Why all the negativity? We live in a world where being negative, slamming the ideas of others, or being divisive for our own gain is sadly quite common. Negativity may show itself in organizations in many different ways. Complaining, that endless droning on from Debbie Downer, can suck the energy out of a room in under two seconds. Jon Gordon refers to these people as ‘Energy Vampires’. Dismissing ideas or immediately stating why something won’t work is another timeless classic. My personal favorite, passive aggressive behavior, the eye-roll, or even agreeing to some effort or initiative and then doing the opposite when no longer around the group. Great leaders know that negativity must not be allowed to persist in their organizations. It’s one thing to make the statement, another to actually do something about it. But how do leaders address negativity, complaining, and the like in a manner that can be productive and move the collective forward? Here are few methods I have found effective when dealing with negativity.
1. Be aware and mindful of what people say and how they say it.
- Have you ever experienced that sense of relief when that really negative person leaves your organization? Everyone feels like the weight of the world is lifted from their shoulders. Yet somehow, somebody is waiting in the wings to fill the void. Being aware of who that ‘dark knight’ might be is often as easy as listening intently to what people say and how they say it. Sometimes that dark knight has been waiting their turn and they seize the chance. But if you are cognizant of their behaviors and patterns, you can head this one off at the pass. Turning that negativity by simple conversations, clarifying questions, and requests for evidence to support their claims will let them know you are hearing them and giving them the attention they crave.
2. Confront negative and destructive behaviors.

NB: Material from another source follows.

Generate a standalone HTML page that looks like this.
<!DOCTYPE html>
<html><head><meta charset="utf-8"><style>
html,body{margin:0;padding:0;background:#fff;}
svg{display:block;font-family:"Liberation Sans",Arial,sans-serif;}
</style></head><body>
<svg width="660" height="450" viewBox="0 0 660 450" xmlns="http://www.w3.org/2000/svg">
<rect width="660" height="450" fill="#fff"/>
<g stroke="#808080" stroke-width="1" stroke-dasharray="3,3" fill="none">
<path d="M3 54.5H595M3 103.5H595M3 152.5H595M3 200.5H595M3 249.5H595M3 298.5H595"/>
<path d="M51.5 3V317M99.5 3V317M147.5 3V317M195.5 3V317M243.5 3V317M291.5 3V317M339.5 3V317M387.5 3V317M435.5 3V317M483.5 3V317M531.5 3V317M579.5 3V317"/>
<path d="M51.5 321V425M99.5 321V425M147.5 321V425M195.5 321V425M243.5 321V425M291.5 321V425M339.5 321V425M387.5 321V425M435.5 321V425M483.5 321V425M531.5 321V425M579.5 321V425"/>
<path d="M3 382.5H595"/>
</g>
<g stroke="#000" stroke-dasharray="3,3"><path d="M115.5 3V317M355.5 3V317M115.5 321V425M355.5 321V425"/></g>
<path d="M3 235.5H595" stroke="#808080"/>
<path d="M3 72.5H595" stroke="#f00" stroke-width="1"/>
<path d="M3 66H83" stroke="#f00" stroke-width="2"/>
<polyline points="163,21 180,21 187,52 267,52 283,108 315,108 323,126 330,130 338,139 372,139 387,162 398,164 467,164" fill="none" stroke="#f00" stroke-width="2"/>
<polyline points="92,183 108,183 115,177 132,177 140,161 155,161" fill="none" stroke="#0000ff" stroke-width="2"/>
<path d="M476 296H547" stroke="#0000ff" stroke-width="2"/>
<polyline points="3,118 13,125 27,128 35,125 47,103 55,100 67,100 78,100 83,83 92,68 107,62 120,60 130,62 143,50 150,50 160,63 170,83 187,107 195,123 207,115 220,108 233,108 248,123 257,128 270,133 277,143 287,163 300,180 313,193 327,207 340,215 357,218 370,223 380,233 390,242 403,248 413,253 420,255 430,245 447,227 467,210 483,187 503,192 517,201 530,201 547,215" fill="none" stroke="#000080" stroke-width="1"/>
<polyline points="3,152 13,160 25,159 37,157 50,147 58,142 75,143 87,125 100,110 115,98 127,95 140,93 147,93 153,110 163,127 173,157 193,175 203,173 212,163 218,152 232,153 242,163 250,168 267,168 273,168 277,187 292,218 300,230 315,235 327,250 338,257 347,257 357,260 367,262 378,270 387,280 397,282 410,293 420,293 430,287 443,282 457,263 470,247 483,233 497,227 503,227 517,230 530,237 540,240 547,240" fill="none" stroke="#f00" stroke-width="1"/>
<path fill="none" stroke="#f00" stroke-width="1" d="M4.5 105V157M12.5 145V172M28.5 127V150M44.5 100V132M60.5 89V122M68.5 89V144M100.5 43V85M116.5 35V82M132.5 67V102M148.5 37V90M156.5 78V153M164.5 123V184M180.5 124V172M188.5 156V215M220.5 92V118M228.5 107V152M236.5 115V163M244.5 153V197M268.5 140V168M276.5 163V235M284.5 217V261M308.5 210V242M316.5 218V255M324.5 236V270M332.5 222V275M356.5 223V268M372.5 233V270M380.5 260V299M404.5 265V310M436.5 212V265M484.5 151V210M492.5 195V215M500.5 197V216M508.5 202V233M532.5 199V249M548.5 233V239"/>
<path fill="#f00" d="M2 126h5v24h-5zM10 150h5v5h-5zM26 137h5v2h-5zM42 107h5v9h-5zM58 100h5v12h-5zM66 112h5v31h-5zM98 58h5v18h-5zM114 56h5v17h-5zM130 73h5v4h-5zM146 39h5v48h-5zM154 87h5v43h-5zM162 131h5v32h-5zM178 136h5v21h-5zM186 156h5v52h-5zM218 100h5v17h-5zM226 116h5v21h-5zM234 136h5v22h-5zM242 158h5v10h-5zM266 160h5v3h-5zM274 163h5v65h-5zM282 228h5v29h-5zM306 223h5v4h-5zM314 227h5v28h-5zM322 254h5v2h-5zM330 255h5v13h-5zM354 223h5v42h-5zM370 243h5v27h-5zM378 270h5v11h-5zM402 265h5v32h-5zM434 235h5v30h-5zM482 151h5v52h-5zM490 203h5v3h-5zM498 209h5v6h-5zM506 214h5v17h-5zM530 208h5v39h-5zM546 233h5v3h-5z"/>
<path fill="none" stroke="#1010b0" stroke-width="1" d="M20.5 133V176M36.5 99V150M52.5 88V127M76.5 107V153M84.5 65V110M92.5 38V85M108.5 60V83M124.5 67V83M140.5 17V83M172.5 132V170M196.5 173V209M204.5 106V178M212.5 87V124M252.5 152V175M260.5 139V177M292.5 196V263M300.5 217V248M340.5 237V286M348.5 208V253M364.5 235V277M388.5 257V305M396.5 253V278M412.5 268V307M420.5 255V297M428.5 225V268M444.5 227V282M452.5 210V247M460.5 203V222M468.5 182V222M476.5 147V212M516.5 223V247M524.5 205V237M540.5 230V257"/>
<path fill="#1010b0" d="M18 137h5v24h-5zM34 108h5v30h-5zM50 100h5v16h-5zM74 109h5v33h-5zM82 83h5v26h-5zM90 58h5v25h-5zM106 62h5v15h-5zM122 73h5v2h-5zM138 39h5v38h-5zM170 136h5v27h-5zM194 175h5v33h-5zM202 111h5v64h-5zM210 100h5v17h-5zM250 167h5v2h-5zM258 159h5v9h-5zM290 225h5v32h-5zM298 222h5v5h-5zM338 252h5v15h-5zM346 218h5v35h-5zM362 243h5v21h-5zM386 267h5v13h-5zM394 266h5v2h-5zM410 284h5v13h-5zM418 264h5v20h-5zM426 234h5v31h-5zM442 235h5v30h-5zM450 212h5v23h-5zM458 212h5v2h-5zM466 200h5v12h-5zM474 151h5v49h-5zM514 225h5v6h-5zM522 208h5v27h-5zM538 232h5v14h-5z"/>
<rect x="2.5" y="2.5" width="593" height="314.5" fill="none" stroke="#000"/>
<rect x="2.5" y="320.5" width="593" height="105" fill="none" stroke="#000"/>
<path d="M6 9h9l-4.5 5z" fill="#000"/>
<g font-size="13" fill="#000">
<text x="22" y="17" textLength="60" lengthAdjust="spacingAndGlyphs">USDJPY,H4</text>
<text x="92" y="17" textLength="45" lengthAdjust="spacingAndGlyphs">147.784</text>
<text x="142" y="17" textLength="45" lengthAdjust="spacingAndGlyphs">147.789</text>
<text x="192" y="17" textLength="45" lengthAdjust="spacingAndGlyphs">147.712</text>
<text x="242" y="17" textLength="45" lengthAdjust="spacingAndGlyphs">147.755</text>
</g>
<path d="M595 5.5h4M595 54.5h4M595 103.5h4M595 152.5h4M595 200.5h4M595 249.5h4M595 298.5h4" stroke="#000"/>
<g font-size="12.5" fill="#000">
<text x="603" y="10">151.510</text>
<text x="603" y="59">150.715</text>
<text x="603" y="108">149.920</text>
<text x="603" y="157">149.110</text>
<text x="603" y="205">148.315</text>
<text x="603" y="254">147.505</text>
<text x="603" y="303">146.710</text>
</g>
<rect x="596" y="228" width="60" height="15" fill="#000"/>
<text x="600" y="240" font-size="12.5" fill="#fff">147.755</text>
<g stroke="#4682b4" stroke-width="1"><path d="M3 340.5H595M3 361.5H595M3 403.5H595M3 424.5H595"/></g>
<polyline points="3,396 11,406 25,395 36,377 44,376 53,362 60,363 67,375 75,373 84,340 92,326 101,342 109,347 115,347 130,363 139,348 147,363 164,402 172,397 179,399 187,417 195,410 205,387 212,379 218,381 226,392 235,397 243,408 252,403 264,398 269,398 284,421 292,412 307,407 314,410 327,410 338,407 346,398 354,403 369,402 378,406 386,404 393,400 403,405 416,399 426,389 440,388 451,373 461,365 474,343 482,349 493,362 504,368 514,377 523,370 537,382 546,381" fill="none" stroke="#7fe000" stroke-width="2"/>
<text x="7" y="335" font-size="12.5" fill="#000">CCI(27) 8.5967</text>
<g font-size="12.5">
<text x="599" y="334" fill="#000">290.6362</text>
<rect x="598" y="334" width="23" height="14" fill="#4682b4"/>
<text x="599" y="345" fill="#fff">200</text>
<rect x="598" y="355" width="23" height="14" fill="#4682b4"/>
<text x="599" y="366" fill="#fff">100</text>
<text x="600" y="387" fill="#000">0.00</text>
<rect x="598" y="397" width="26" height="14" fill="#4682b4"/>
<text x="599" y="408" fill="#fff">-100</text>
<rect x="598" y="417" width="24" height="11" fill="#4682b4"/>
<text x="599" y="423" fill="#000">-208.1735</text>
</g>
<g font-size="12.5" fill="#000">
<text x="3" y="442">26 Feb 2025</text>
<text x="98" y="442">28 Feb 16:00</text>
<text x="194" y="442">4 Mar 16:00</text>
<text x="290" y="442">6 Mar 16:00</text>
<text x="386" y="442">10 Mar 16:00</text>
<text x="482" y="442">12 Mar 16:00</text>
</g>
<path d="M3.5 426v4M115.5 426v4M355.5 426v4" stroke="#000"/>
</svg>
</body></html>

- There is an old saying that, in its essence, says ‘what you don’t address you endorse’. In other words, if you don’t confront the negative behaviors, statements, attitudes, and such you are telling those in your organization that you support, even endorse, those negative actions. Great leaders, those who lead with an eye on culture, know this is the worst thing one can do for team culture. Sometimes this is one of the more difficult steps to take, but once you are willing to have those face to face conversations, to let the ‘Negative Nellie’s’ know that you won’t accept their behavior as part of your team, you take a giant step forward toward ensuring positive, productive culture and climate in your organization. Keep in mind, you don’t have to, nor should you, be a ‘jerk’ when you address negativity. Simply reminding team members of your norms, expectations, and values may do the trick. For the particularly rogue agent, you may have to sit down, one-on-one to discuss why they feel the need to bring their poison to the party. Be brave and address that negative energy.

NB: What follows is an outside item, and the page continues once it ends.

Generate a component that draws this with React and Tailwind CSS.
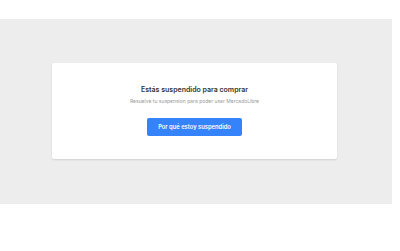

3. Have high expectations, not high hopes.
- Ok, what’s the difference? I have many times had the conversation with teachers and leaders who aren’t getting what they want or expect from students or adults. I always ask, ‘what are your expectations?’ Usually people say they have high expectations, and that’s fine, provided they are willing to hold people to those expectations. I am a true believer of the ‘rise and fall principle’. By that, I mean, people will rise or fall to the level of expectation you are willing to hold them to. If you say your expectations are high but lower the bar on what you accept, truth is all you have are high hopes.
4. Hold yourself to the highest standard.

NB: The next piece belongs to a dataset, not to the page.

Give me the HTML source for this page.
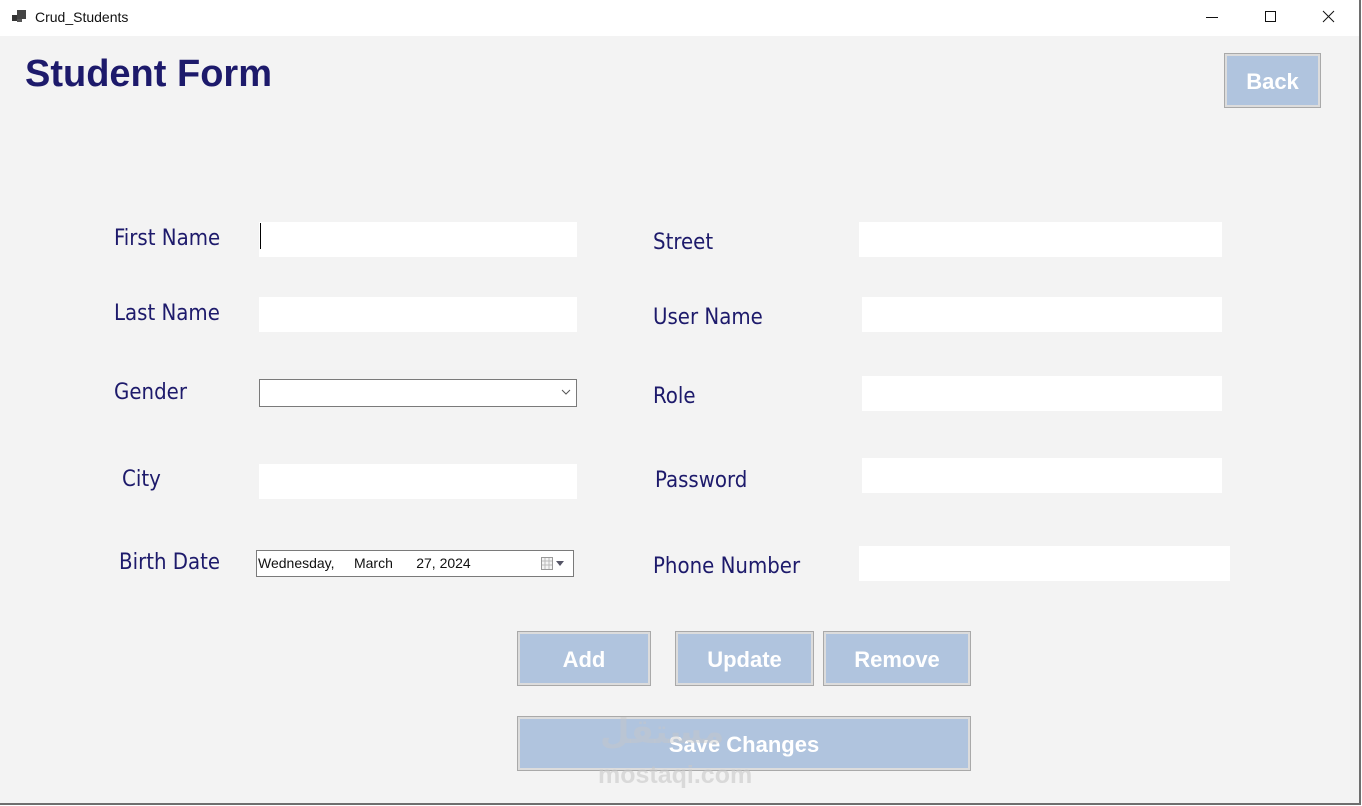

- You cannot expect one thing of people then behave a different way, in any setting. Never forget, as leaders we are always on stage. There exists a gap in leadership knowledge. Many of our leaders fall down when it comes to the litmus test of the double standard. Great leaders know they cannot separate themselves from those they lead when it comes to meeting the standard. Mike Tomlin, the Pittsburgh Steelers head coach, famously says ‘The standard is the standard’, meaning no matter who and no matter their role, all are held to the same standard. As a leader, if we don’t hold ourselves to the standard, or hold differing standards for different employees (this will get you accused of playing favorites in a blink), we are sunk.
5. No complaining…well, yeah, no complaining.
- One of the best books I’ve ever read, The No Complaining Rule by Jon Gordon, outlines a strong plan for ensuring complaining can be productive and not a negative activity. Essentially, complaining will not be acceptable except under certain conditions. First, you have to complain to someone who can actually help you solve the problem. Second, bring a solution to the problem. Third, be open to problem solving. Its that simple. I have used this in the past, to which I got some complaining from my #1 Barbie Bummer. What she didn’t realize at the time was that it was her circle of influence who asked me to do something about the endless whining and bitching. She complained to her group about the ‘no complaining rule’ and they finally had enough of her. Do all you can to shut down complaining, because it spreads like wildfire.